▸ **Request**:
Identify the lines that contain the word "React" and copy each one.

=== Raw data ===

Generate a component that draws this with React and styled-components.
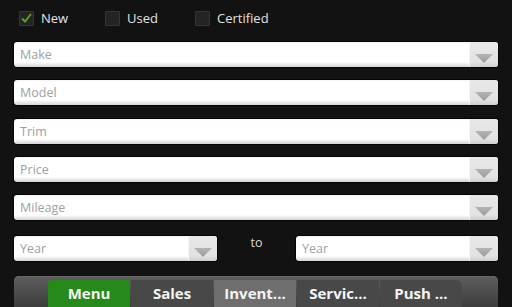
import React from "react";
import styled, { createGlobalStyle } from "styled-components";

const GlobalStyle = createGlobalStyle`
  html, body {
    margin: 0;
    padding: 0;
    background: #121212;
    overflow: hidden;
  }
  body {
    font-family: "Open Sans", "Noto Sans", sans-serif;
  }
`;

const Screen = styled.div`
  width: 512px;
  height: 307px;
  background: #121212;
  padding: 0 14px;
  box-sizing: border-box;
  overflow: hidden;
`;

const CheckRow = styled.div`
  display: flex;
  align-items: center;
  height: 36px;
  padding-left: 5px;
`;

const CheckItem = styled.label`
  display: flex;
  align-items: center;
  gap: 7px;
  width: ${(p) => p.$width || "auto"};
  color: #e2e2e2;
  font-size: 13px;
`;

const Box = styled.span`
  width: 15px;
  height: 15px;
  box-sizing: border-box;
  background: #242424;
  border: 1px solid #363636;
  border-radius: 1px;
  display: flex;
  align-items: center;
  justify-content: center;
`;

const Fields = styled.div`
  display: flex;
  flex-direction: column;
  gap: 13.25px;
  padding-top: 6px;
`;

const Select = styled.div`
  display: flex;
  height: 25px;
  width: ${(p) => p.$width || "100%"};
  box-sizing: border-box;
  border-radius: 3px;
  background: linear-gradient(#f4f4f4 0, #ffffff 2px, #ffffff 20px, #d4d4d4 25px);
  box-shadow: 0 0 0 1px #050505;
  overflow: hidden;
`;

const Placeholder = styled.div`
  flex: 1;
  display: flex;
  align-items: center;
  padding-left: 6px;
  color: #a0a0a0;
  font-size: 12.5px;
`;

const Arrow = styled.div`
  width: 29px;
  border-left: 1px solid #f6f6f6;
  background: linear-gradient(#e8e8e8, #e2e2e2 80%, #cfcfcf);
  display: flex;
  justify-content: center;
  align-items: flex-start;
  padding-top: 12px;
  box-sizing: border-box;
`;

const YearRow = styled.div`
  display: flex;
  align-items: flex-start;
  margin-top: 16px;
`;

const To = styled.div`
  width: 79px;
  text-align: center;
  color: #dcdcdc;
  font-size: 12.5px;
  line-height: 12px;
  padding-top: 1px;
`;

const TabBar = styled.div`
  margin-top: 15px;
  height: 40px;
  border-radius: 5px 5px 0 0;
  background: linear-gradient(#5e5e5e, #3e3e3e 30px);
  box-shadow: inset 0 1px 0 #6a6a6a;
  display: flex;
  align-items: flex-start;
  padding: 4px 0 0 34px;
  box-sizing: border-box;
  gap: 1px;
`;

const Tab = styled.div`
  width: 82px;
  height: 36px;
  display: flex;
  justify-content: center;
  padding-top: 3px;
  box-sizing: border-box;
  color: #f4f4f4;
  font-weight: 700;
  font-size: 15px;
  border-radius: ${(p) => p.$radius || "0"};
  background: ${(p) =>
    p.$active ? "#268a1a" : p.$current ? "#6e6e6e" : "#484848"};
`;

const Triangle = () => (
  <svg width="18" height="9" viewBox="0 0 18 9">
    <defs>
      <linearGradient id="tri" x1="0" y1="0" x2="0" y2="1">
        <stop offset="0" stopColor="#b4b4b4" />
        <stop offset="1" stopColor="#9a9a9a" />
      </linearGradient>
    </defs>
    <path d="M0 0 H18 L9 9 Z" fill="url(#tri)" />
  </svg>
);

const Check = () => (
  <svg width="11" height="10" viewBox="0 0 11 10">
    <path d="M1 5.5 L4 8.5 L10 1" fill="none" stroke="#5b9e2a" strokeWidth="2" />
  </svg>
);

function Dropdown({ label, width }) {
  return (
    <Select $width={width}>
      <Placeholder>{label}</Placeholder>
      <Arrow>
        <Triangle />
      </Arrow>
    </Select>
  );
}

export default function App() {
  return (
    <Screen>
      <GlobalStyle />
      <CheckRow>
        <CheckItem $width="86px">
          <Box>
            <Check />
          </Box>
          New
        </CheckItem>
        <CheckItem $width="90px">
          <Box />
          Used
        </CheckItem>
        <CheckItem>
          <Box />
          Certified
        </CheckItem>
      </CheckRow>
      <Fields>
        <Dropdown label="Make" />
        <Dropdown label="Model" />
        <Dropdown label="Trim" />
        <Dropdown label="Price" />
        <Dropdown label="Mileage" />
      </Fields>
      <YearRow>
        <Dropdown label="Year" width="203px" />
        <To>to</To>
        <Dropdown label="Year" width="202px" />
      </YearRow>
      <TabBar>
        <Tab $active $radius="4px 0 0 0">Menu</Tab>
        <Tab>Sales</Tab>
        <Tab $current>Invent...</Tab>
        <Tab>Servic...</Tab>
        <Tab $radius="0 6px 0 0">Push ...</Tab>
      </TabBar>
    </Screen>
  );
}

===

▸ **Result of the task**:
Generate a component that draws this with React and styled-components.
import React from "react";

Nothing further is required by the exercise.